• **INSTRUCTIONS FOR THE TASK**
Restate, exactly and without pictures, the lines from the start of the listing below through the line holding "const roles = ['chief'];".

-------

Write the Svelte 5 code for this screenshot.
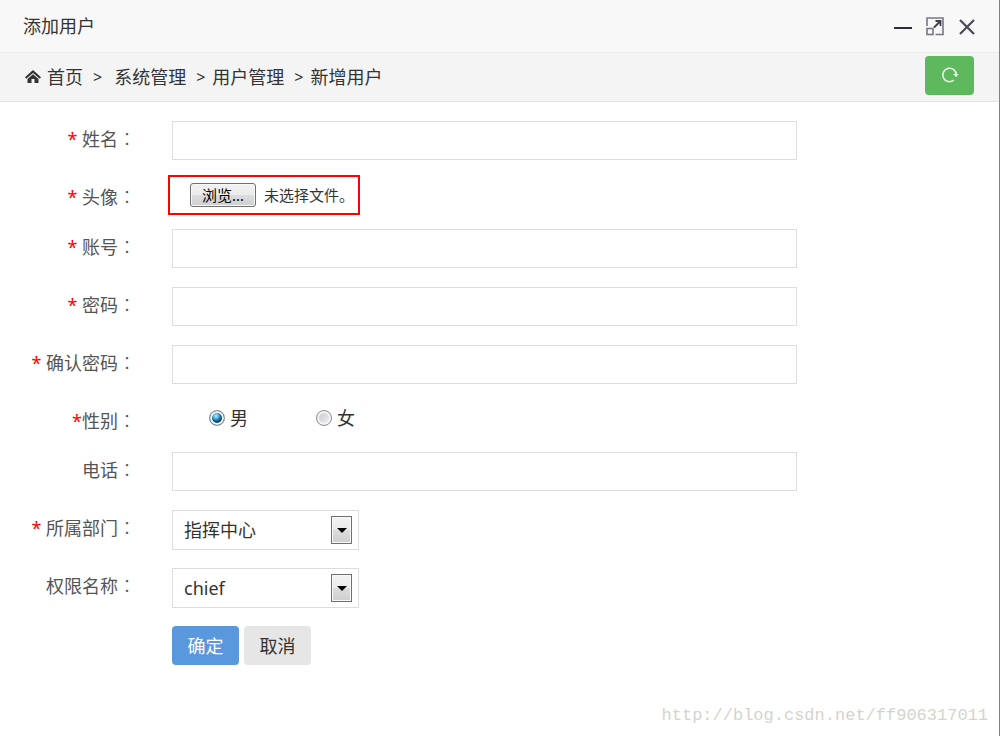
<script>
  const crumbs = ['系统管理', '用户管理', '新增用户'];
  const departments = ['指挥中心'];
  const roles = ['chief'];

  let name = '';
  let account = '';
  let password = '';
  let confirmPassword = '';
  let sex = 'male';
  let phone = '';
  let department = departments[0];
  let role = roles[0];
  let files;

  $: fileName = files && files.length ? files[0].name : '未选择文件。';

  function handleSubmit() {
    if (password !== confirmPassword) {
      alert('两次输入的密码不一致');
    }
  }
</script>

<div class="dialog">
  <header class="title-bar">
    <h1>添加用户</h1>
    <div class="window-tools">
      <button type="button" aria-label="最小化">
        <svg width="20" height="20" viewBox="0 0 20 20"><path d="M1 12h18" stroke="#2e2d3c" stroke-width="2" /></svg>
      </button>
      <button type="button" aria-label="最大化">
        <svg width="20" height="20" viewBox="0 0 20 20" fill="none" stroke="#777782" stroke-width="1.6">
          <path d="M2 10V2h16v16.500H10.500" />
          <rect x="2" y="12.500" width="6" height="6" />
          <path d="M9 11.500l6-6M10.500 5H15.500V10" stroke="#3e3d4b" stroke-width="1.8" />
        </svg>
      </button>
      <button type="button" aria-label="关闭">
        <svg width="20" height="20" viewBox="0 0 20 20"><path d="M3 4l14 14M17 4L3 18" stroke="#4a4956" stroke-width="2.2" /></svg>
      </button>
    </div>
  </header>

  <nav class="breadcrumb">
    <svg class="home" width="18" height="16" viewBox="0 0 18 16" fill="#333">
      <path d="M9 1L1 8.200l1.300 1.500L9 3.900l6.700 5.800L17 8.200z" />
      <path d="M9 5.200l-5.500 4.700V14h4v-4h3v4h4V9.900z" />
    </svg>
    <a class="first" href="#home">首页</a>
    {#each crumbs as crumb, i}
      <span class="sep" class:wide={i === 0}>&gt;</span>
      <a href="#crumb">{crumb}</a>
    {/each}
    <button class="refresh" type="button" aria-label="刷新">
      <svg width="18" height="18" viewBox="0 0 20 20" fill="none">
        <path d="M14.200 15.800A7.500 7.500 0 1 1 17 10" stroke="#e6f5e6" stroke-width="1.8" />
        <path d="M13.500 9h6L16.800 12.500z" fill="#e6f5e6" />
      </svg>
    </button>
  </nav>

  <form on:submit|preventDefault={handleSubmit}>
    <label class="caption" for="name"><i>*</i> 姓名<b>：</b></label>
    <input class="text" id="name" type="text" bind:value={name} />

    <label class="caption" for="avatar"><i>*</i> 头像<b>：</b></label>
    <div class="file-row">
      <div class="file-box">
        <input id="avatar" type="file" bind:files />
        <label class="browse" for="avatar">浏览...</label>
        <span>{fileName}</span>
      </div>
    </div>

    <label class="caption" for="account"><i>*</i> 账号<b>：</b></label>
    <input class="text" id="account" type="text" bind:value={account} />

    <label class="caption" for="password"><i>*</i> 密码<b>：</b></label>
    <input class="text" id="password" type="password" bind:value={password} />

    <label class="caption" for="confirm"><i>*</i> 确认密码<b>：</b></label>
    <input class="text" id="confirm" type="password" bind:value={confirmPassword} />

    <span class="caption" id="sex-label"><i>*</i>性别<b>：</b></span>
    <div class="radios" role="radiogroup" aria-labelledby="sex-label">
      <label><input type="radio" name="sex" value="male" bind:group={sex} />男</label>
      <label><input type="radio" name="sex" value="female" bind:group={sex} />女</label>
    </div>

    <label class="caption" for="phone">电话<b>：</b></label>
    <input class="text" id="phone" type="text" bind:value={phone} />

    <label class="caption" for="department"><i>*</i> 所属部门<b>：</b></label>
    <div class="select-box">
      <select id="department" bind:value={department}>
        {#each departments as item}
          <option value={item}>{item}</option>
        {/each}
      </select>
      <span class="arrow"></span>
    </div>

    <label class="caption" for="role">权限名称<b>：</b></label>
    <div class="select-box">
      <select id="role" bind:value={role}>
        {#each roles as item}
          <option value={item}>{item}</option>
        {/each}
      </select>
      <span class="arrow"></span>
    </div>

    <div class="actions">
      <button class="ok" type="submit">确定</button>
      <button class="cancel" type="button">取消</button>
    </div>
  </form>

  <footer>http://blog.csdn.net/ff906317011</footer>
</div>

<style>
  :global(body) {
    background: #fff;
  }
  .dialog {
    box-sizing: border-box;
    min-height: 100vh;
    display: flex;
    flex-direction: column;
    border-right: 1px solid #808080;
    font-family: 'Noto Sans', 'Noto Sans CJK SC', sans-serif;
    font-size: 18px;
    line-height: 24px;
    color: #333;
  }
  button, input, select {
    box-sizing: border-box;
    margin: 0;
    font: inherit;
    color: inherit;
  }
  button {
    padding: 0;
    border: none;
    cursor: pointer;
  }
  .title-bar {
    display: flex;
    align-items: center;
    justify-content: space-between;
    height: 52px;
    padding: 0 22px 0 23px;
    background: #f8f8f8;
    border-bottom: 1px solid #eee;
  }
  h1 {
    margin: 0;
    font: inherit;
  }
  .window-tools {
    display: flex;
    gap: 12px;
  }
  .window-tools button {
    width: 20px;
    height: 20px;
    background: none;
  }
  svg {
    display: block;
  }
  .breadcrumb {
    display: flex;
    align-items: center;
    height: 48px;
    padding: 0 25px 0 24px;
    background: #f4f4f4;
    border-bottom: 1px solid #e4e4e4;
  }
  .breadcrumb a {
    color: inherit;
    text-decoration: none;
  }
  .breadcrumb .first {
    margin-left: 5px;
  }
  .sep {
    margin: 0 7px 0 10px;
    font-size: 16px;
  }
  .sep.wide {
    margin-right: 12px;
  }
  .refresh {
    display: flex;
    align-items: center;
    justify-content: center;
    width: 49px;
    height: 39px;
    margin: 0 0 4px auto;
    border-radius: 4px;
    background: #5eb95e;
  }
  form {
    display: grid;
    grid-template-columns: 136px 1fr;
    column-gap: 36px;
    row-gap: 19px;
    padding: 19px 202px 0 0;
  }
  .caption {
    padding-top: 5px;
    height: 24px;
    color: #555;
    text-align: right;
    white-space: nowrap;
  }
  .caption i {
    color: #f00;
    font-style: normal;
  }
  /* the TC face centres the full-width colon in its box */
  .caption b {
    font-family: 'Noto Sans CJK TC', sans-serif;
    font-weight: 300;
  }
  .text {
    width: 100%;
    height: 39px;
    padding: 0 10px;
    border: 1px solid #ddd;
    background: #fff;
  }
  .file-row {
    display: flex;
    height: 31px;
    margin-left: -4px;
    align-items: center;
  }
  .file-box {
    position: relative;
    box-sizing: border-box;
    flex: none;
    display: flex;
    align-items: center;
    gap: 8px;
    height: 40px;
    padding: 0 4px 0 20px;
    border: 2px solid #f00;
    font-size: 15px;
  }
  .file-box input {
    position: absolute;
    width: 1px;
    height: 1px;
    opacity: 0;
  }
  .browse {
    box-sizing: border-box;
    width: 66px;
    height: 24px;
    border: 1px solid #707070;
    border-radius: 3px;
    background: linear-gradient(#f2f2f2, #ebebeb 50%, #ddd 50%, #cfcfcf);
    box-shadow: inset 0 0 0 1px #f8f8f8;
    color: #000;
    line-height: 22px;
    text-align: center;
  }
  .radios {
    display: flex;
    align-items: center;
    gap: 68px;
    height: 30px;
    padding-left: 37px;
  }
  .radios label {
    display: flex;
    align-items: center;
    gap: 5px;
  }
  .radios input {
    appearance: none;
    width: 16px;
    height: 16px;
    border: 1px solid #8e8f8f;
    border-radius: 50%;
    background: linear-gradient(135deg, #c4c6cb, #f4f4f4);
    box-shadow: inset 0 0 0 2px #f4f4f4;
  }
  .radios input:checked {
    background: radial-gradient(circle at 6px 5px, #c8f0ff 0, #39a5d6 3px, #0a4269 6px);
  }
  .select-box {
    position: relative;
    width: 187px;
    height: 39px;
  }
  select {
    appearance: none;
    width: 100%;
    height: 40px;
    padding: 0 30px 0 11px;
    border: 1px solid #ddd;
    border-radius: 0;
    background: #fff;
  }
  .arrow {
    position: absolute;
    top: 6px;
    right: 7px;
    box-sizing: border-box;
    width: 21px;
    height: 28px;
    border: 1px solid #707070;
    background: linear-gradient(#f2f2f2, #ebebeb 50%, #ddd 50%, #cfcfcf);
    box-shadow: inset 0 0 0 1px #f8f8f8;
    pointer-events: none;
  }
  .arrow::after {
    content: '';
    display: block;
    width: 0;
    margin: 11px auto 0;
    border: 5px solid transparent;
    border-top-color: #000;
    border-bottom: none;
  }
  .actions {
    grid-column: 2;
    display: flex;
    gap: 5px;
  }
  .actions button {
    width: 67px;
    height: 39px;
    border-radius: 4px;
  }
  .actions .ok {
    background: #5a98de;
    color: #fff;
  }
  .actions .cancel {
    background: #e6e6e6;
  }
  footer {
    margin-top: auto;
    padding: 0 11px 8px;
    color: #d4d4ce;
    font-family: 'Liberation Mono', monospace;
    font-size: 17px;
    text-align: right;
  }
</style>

-------

• **RESPONSE TO THIS TASK**
Write the Svelte 5 code for this screenshot.
<script>
  const crumbs = ['系统管理', '用户管理', '新增用户'];
  const departments = ['指挥中心'];
  const roles = ['chief'];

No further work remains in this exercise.